7. Major, specialty in major if any: English, with an emphasis in technical writing and a minor in editing

8. Favorite literary time period: Early to mid 19th Century British Lit.

9. 3 favorite books and why:

1. Anything Austen, though Pride and Prejudice has been my favorite longest. I grew up with these books and they managed to grow up with me. I think the writing is at the same time brilliantly clever and flawed.

2. City of Glass by Paul Auster. This was my first taste of my second favorite literary period, which is postmodern American. It flirts with the lines of identity and reality in a great way that left me confused, and gives me a headache if I think of it too long.

3. The Giver by Lois Lowry. I think I first read this book when I was twelve, but didn't really read it until I was about finished with high school. It's the most adult young adult book I've ever read. Genius.

Bonus: Harry Potter. Okay, so sure, these books may not be high-brow works of art, and I'm by no means a fanatic, but I really appreciate the fact that I can constantly find new themes in the stories, and the plot structure and the actual telling of the story were masterfully accomplished.

10. How do you like to approach literature? Do you have a particular reading strategy you usually employ?

It depends on the book. But I learned a lot about reading in my postmodern class. For me, it's nearly impossible to do a close reading the first go around, so I tend to read quickly the first time just to get through, and in so doing I can generally find the overarching theme or purpose of the story. But if I were to read Eliot's Middlemarch, I'd take my sweet time, and probably do a little research as I'm going, to get a cultural and historical context of the book. Generally though, I read for enjoyment first, since I'm not getting graded any more.
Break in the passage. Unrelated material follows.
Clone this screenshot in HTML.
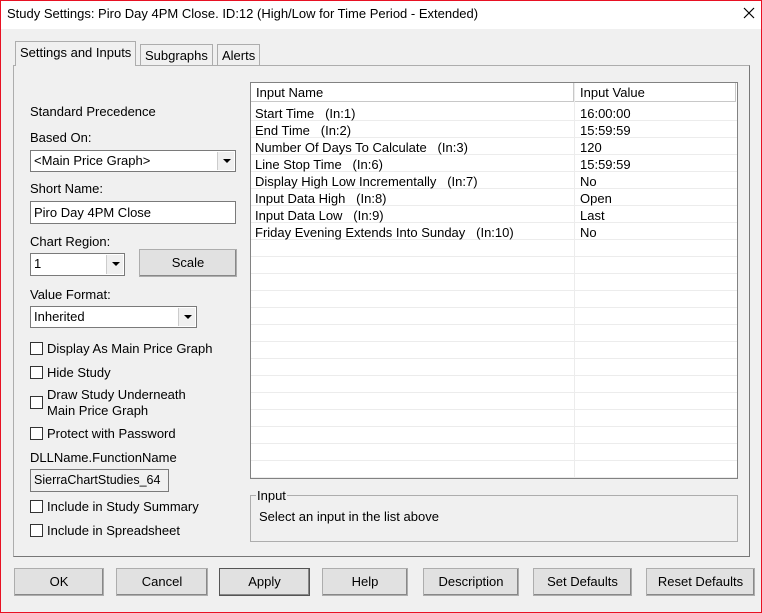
<!DOCTYPE html><html><head><style>
*{box-sizing:border-box;margin:0;padding:0}
body{width:762px;height:613px;background:#f0f0f0;font-family:"Liberation Sans",Arial,sans-serif;font-size:13px;color:#000;position:relative;overflow:hidden}
.a{position:absolute;white-space:nowrap}
.win{position:absolute;left:0;top:0;width:762px;height:613px;border:1px solid #e81123}
.title{left:1px;top:1px;width:760px;height:28px;background:#fff}
.tab{border:1px solid #adadad;border-bottom:none;background:#f0f0f0;padding:3px 4px}
.panel{left:13px;top:65px;width:737px;height:492px;border:1px solid #adadad;border-right-color:#777;border-bottom-color:#777;background:#f0f0f0}
.cb{width:13px;height:13px;border:1px solid #333;background:#fff}
.edit{border:1px solid #7a7a7a;background:#fff;padding:3px 3px}
.combo{border:1px solid #7a7a7a;background:#fff;padding:2px 3px}
.dd{position:absolute;right:1px;top:1px;width:17px;bottom:1px;background:#f0f0f0;border-left:1px solid #ccc}
.dd:after{content:"";position:absolute;left:5px;top:7px;border-left:4px solid transparent;border-right:4px solid transparent;border-top:4px solid #000}
.btn{border:1px solid #adadad;background:#e1e1e1;text-align:center;line-height:26px;box-shadow:inset -1px -1px 0 #888}
</style></head><body>
<div class="win"></div>
<div class="a title"></div>
<div class="a" style="left:7px;top:6px">Study Settings: Piro Day 4PM Close. ID:12 (High/Low for Time Period - Extended)</div>
<svg class="a" style="left:743px;top:7px" width="12" height="12"><path d="M1 1L11 11M11 1L1 11" stroke="#000" stroke-width="1.2"/></svg>
<div class="a panel"></div>
<div class="a tab" style="left:15px;top:41px;height:25px;background:#f0f0f0;z-index:2">Settings and Inputs</div>
<div class="a tab" style="left:140px;top:44px;height:21px">Subgraphs</div>
<div class="a tab" style="left:217px;top:44px;height:21px">Alerts</div>
<div class="a" style="left:30px;top:104px">Standard Precedence</div>
<div class="a" style="left:30px;top:130px">Based On:</div>
<div class="a combo" style="left:30px;top:150px;width:206px;height:22px">&lt;Main Price Graph&gt;<div class="dd"></div></div>
<div class="a" style="left:30px;top:181px">Short Name:</div>
<div class="a edit" style="left:30px;top:201px;width:206px;height:23px">Piro Day 4PM Close</div>
<div class="a" style="left:30px;top:234px">Chart Region:</div>
<div class="a combo" style="left:30px;top:253px;width:95px;height:23px">1<div class="dd"></div></div>
<div class="a btn" style="left:139px;top:249px;width:98px;height:28px">Scale</div>
<div class="a" style="left:30px;top:287px">Value Format:</div>
<div class="a combo" style="left:30px;top:306px;width:167px;height:22px">Inherited<div class="dd"></div></div>
<div class="a cb" style="left:30px;top:342px"></div><div class="a" style="left:47px;top:341px">Display As Main Price Graph</div>
<div class="a cb" style="left:30px;top:366px"></div><div class="a" style="left:47px;top:365px">Hide Study</div>
<div class="a cb" style="left:30px;top:396px"></div><div class="a" style="left:47px;top:387px;line-height:16px">Draw Study Underneath<br>Main Price Graph</div>
<div class="a cb" style="left:30px;top:427px"></div><div class="a" style="left:47px;top:426px">Protect with Password</div>
<div class="a" style="left:30px;top:450px">DLLName.FunctionName</div>
<div class="a edit" style="left:30px;top:469px;width:139px;height:23px;background:#f0f0f0;font-size:12.5px">SierraChartStudies_64</div>
<div class="a cb" style="left:30px;top:500px"></div><div class="a" style="left:47px;top:499px">Include in Study Summary</div>
<div class="a cb" style="left:30px;top:524px"></div><div class="a" style="left:47px;top:523px">Include in Spreadsheet</div>

<div class="a" style="left:250px;top:82px;width:488px;height:397px;border:1px solid #828282;background:#fff;background-image:repeating-linear-gradient(#fff 0,#fff 16px,#ececec 16px,#ececec 17px);background-position:0 21px;background-origin:padding-box"></div>
<div class="a" style="left:251px;top:83px;width:486px;height:21px;background:#fff"></div>
<div class="a" style="left:574px;top:83px;width:1px;height:395px;background:#ececec"></div>
<div class="a" style="left:251px;top:83px;width:323px;height:19px;border-right:1px solid #c8c8c8;border-bottom:1px solid #c8c8c8;padding:2px 5px">Input Name</div>
<div class="a" style="left:575px;top:83px;width:161px;height:19px;border-right:1px solid #c8c8c8;border-bottom:1px solid #c8c8c8;padding:2px 5px">Input Value</div>
<div class="a" style="left:255px;top:105px;line-height:17px">Start Time &nbsp;&nbsp;(In:1)<br>End Time &nbsp;&nbsp;(In:2)<br>Number Of Days To Calculate &nbsp;&nbsp;(In:3)<br>Line Stop Time &nbsp;&nbsp;(In:6)<br>Display High Low Incrementally &nbsp;&nbsp;(In:7)<br>Input Data High &nbsp;&nbsp;(In:8)<br>Input Data Low &nbsp;&nbsp;(In:9)<br>Friday Evening Extends Into Sunday &nbsp;&nbsp;(In:10)</div>
<div class="a" style="left:580px;top:105px;line-height:17px">16:00:00<br>15:59:59<br>120<br>15:59:59<br>No<br>Open<br>Last<br>No</div>

<div class="a" style="left:250px;top:495px;width:488px;height:47px;border:1px solid #adadad"></div>
<div class="a" style="left:256px;top:488px;background:#f0f0f0;padding:0 1px">Input</div>
<div class="a" style="left:259px;top:509px">Select an input in the list above</div>

<div class="a btn" style="left:14px;top:568px;width:90px;height:28px">OK</div>
<div class="a btn" style="left:116px;top:568px;width:92px;height:28px">Cancel</div>
<div class="a btn" style="left:219px;top:568px;width:91px;height:28px;border-color:#555">Apply</div>
<div class="a btn" style="left:322px;top:568px;width:86px;height:28px">Help</div>
<div class="a btn" style="left:423px;top:568px;width:96px;height:28px">Description</div>
<div class="a btn" style="left:533px;top:568px;width:99px;height:28px">Set Defaults</div>
<div class="a btn" style="left:646px;top:568px;width:109px;height:28px">Reset Defaults</div>
</body></html>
11. What does literature "do" for you? Or in other words, why spend the time?

First and foremost, literature is an escape. I've always read to escape stress or fear or loneliness. Second, I love literature that challenges me to broaden my perspective. Third, reading helps me be a better conversationalist, which is important to me, since I love to entertain. Fourth, one day I hope to grow up to be a good writer. And as an editor, I've discovered there is a vast difference between writers who read, and writers who don't.
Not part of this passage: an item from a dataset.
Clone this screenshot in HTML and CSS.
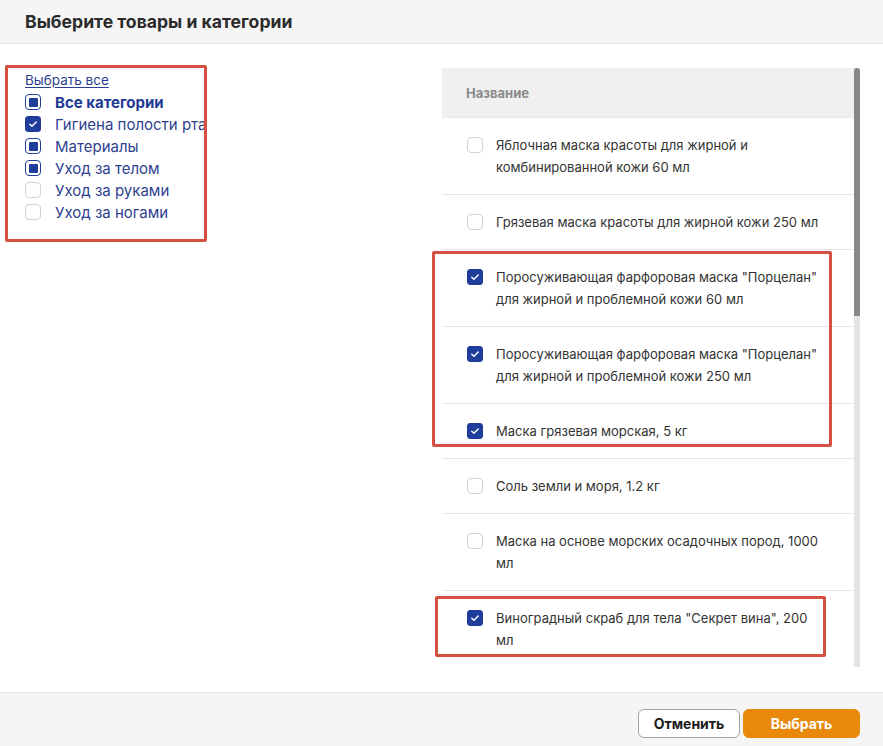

12. The really big question--how do you know Alicia?

I was her favorite roommate ever, since I made her laugh so hard so often that she didn't need to do a single ab crunch while living with me.


1. Name: Kristi Peters Millett (http://poetryinembryo.blogspot.com)
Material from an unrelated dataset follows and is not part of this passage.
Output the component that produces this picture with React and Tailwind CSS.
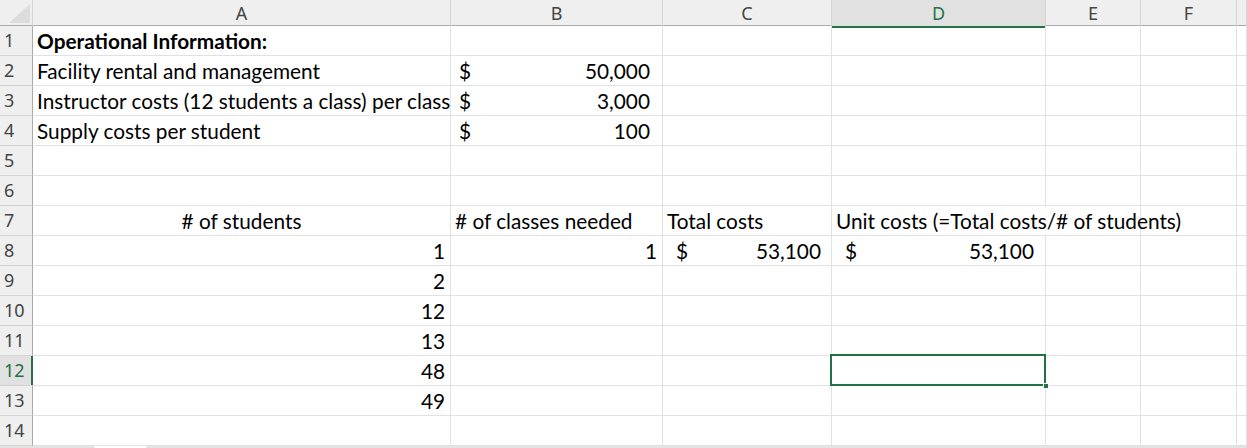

2. Favorite place you have lived: Williamsburg, VA (where I am now), though I suspect most places on the East Coast would work just as well--I adore the East Coast.

3. Place you would like to live if you could: London. No question. They have sarcastic window displays--show me a better definition of contentment.

4. What do you do when you aren't reading?: I handle scheduling, publicity, and a desk at the College of William & Mary Music Department. When not at work I enjoy attending performance events (Medieval instruments, Performance Art, a Jazz trio, Shakespeare, a Symphony, or Deathcab for Cutie--whatever really as long as it's well done), staring like a love-struck freshman into my husband's eyes, trying on clothes at Banana Republic, preaching the Gospel of Barack Obama, and not writing my poetry. When I don't want to think I watch HGTV :). David Bromstead is a magician.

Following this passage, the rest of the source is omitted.